Whatever You Do, Don’t Go In The Basement
I’ve always liked long, slightly unwieldy song titles. The Pet Shop Boys write them all the time - ‘I Don’t Know What You Want But I Can’t Give It Anymore’, ‘This Must Be The Place I Waited Years To Leave etc’. Recently my new favourite band the Twilight Sad have been helping to keep the tradition alive - ‘That Summer A Home I Was The Invisible Boy’ being a personal favourite of mine. Although for my money the Twilight Sad ruin it a bit by making ALL their song titles ridiculously long, which is slightly tiresome over an entire tracklist. The daddy of the genre is, arguably, ‘Several Species of Small Furry Animals Gathered Together in a Cave and Grooving with a Pict’ by Pink Floyd, although I have always thought that was just silly.
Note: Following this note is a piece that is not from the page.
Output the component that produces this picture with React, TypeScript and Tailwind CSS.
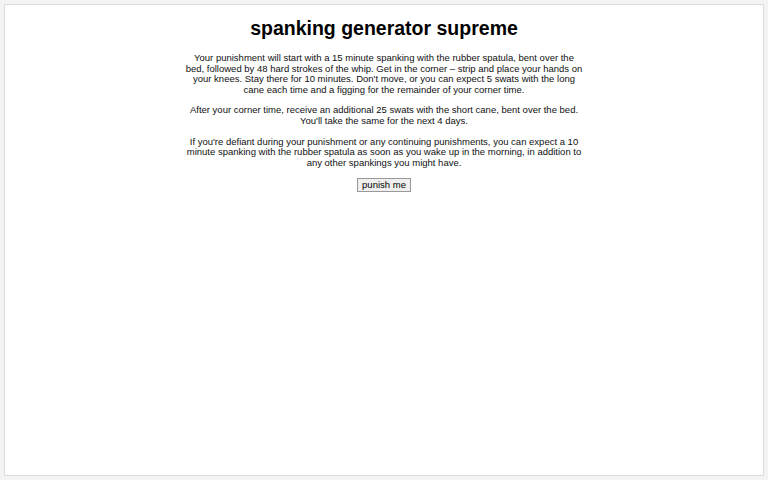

To me, preposterously long song titles work best when they are faintly silly - too silly to be taken entirely seriously, or to sound pompous - but also have a meaning and a seriousness of purpose. Hence ‘Whatever You Do, Don’t Go In The Basement’, which is a slightly silly, B-movie phrase but has a serious meaning - it’s about not delving too deep into the recesses of someone’s mind for fear of what you’ll find there. It’s a song about repressed memories, unspoken horrors. About child abuse, possibly, although that’s only hinted at. Since it’s a song about what’s unsaid, it’s better that its meaning stays ambiguous. I was not abused as a child, for the record.
Which just leaves…
The Balance Company
But this is going to be our next single, so I’ll probably write more about it at that point. I’ve written about making the video in another blog, so that sort of counts. For now.
I do talk an extraordinary amount of rubbish.